*Input rows*:
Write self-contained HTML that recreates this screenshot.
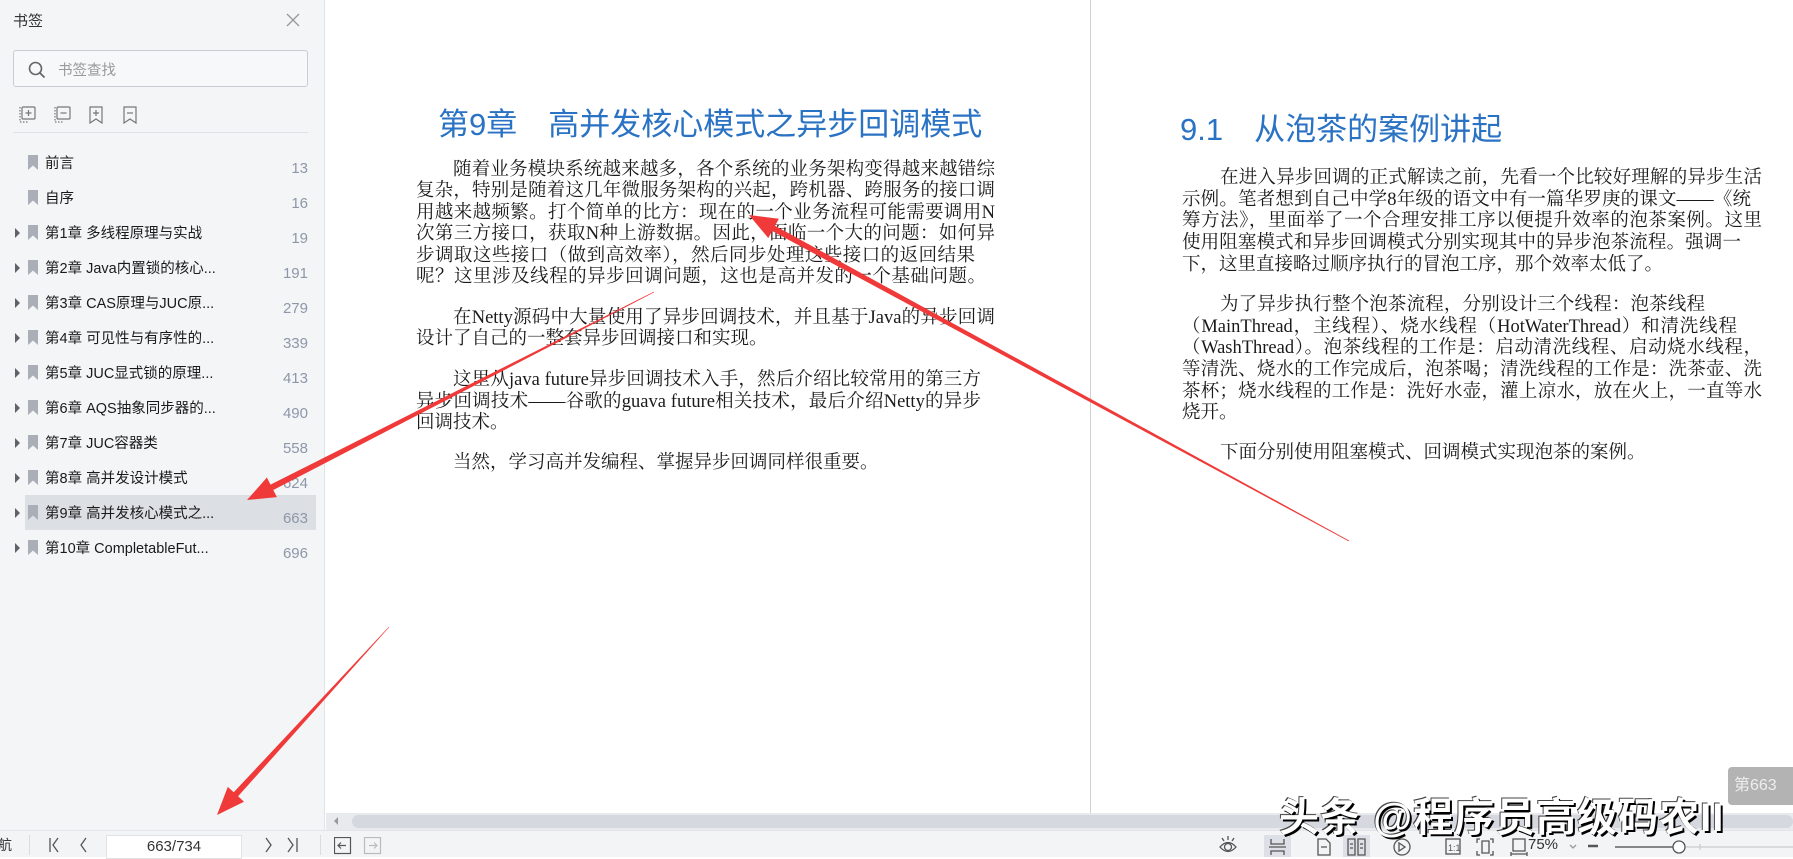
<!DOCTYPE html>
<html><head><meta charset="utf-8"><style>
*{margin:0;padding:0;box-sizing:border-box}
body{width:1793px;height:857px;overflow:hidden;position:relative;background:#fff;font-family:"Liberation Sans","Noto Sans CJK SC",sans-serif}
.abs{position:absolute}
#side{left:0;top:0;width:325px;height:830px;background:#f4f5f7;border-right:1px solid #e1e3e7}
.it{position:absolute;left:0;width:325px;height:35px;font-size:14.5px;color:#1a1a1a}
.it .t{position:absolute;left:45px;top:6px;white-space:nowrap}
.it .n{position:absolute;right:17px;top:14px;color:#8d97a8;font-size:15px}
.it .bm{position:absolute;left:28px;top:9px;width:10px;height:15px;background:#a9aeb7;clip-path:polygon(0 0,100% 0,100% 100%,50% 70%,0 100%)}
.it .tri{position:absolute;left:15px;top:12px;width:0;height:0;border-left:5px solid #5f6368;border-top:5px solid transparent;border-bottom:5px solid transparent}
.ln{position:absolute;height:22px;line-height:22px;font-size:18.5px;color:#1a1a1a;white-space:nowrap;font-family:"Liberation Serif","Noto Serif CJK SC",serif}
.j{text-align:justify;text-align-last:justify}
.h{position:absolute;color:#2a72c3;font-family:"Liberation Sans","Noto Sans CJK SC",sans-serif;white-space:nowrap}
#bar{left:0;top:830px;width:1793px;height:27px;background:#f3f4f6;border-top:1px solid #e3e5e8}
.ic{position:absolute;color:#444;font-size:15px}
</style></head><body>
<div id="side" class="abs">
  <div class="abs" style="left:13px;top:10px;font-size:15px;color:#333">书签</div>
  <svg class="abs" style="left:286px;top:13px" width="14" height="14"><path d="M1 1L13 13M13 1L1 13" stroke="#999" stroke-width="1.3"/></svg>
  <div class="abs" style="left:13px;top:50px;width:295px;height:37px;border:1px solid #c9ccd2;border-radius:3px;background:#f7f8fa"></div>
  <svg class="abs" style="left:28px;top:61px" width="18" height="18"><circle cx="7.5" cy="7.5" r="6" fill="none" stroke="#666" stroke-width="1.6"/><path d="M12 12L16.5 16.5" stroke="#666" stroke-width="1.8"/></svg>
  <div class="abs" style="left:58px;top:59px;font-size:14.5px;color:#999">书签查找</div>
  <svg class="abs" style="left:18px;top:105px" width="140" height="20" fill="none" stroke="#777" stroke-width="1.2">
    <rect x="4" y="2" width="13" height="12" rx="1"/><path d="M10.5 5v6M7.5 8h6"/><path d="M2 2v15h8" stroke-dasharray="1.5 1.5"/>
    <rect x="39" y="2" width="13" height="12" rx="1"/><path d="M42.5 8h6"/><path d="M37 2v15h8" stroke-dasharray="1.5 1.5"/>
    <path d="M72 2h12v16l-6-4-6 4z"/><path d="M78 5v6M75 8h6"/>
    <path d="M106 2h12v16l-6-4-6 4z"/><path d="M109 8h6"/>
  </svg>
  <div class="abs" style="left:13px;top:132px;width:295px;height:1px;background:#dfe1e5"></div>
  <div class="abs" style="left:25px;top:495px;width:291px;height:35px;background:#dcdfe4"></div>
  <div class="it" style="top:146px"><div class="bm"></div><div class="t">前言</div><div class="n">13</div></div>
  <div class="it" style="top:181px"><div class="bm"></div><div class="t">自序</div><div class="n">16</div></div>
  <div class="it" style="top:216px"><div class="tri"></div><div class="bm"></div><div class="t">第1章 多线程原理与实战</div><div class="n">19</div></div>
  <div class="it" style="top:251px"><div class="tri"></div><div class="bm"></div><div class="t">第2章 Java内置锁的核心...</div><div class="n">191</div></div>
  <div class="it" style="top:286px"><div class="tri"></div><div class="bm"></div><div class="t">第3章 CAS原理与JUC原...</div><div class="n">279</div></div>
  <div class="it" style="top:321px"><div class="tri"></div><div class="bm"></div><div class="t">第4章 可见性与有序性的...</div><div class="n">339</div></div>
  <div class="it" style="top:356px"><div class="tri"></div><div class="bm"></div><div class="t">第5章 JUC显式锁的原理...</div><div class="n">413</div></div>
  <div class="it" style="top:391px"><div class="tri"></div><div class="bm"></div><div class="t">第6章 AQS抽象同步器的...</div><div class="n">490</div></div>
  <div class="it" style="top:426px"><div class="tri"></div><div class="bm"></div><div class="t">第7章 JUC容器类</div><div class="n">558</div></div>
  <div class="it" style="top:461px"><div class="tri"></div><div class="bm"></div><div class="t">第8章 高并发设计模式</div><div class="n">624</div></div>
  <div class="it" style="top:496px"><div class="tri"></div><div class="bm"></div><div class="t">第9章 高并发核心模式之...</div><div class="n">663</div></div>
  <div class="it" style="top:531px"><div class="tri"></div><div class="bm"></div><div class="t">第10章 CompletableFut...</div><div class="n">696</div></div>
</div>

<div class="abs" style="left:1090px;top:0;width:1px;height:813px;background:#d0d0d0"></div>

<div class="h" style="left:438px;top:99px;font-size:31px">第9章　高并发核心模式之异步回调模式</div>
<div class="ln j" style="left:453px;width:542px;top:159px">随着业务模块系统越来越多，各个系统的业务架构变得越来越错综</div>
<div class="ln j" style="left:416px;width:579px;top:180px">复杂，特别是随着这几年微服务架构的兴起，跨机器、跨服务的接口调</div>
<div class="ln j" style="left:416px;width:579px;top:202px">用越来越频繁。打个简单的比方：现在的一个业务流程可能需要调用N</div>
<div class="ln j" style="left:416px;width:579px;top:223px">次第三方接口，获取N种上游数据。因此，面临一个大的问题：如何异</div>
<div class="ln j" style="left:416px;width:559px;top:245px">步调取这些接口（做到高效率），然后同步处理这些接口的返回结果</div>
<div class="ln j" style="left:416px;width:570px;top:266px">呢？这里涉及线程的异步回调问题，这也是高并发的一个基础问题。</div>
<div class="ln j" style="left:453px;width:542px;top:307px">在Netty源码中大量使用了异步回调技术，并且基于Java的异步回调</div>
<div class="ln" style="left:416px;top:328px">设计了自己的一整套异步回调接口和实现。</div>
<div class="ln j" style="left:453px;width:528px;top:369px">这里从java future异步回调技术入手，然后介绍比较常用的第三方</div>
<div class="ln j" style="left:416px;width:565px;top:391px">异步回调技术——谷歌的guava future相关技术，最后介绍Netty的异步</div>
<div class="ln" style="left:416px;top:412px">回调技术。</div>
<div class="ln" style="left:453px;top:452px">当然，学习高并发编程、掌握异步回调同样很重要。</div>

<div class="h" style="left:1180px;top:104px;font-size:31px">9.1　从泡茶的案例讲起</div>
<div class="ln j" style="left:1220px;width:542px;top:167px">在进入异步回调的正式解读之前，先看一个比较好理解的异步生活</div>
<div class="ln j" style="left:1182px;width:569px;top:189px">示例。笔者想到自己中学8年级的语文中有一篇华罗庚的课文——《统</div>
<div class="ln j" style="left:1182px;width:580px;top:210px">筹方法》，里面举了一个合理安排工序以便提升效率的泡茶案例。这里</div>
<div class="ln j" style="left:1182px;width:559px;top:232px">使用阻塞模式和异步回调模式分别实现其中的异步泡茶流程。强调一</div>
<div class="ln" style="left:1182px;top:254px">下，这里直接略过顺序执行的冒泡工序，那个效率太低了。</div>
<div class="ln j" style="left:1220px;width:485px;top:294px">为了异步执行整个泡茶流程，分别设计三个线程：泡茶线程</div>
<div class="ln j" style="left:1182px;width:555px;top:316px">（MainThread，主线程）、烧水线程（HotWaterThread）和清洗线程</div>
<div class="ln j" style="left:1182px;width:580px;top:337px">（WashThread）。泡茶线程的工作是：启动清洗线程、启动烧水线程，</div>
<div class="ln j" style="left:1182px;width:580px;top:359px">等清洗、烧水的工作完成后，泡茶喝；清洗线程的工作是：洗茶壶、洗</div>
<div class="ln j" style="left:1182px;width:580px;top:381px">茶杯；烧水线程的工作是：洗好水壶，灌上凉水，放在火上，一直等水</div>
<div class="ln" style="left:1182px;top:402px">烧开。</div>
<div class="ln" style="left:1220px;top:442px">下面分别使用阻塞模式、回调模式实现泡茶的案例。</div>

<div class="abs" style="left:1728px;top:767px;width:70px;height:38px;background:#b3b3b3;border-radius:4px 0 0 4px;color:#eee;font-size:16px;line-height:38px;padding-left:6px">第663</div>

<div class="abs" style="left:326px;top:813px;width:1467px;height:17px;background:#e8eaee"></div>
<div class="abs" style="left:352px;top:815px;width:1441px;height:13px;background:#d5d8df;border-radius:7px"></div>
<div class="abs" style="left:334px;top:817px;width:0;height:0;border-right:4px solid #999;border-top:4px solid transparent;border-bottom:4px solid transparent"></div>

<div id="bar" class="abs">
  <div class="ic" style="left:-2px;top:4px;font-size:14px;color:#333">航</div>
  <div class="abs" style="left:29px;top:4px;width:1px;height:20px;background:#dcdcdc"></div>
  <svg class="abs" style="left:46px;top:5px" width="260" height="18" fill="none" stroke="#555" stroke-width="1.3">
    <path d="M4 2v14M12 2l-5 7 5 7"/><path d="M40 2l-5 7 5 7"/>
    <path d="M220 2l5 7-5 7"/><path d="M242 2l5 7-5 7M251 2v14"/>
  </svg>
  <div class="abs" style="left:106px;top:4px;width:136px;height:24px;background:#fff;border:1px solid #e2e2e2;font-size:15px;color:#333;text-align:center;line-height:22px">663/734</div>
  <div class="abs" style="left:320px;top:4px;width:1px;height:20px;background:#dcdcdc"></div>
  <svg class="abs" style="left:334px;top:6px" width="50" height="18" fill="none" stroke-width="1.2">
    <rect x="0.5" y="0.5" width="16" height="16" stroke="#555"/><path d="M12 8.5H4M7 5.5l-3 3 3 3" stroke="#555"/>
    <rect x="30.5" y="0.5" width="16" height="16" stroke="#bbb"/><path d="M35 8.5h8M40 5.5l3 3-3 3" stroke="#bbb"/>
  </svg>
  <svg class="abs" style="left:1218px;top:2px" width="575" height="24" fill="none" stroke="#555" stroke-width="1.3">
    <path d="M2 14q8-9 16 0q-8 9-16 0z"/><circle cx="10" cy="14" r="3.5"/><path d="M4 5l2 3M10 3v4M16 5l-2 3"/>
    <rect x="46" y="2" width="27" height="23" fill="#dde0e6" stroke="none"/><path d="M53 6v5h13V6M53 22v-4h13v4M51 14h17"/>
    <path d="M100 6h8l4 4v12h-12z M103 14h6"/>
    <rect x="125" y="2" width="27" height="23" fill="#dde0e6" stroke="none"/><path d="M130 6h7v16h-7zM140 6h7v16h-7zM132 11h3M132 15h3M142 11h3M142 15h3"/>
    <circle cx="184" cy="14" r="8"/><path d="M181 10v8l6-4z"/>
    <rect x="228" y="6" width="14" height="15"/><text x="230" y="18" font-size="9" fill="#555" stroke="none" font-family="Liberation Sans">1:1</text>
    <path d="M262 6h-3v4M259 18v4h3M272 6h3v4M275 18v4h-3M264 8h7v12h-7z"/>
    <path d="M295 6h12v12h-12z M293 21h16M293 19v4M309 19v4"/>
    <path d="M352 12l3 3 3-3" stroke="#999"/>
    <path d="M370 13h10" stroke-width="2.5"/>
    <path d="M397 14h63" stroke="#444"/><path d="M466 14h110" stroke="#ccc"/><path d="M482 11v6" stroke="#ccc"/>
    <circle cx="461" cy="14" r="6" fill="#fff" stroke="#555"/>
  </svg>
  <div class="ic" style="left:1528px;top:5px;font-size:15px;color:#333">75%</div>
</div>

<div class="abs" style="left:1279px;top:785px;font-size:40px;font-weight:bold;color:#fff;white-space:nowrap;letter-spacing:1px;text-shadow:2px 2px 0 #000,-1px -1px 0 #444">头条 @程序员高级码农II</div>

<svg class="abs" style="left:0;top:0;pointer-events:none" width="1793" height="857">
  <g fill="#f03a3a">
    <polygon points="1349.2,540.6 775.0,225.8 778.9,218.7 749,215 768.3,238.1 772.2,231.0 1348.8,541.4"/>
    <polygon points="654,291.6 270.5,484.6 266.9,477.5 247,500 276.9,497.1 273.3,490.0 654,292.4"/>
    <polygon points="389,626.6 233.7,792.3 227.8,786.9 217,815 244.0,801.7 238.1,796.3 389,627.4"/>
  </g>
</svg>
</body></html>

==

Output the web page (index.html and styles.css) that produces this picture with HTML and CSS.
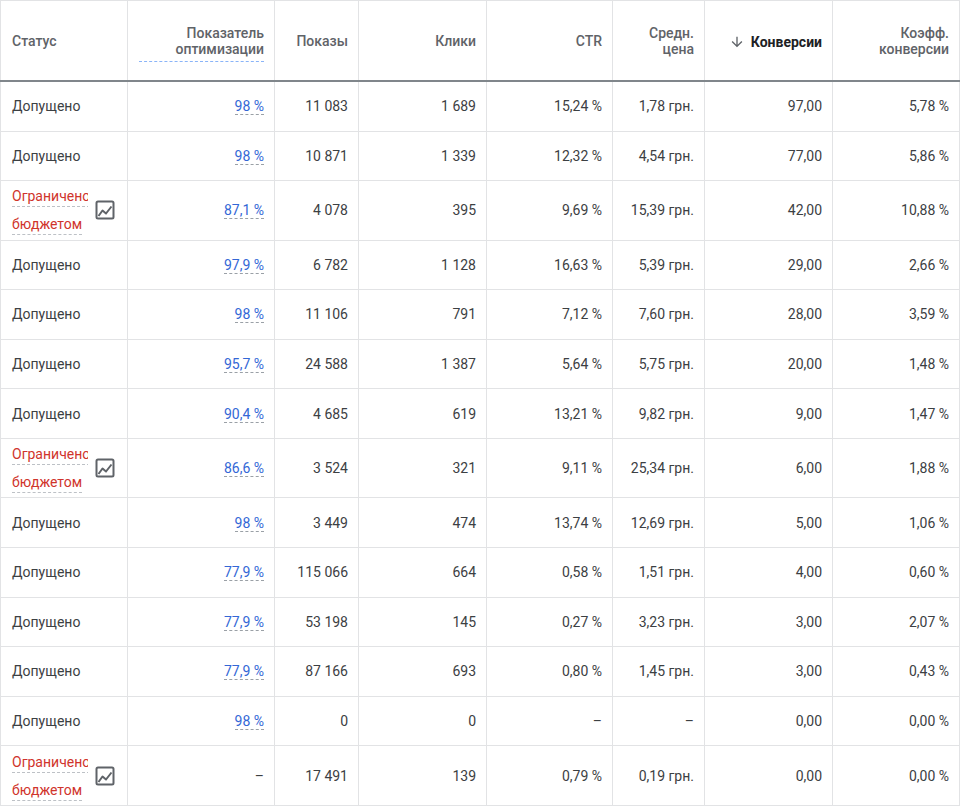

*Requirement*:
Above are the records. Copy every line in them holding "that".

*Exercise response*:
Write self-contained HTML that recreates this screenshot.
Output the web page (index.html and styles.css) that produces this picture with HTML and CSS.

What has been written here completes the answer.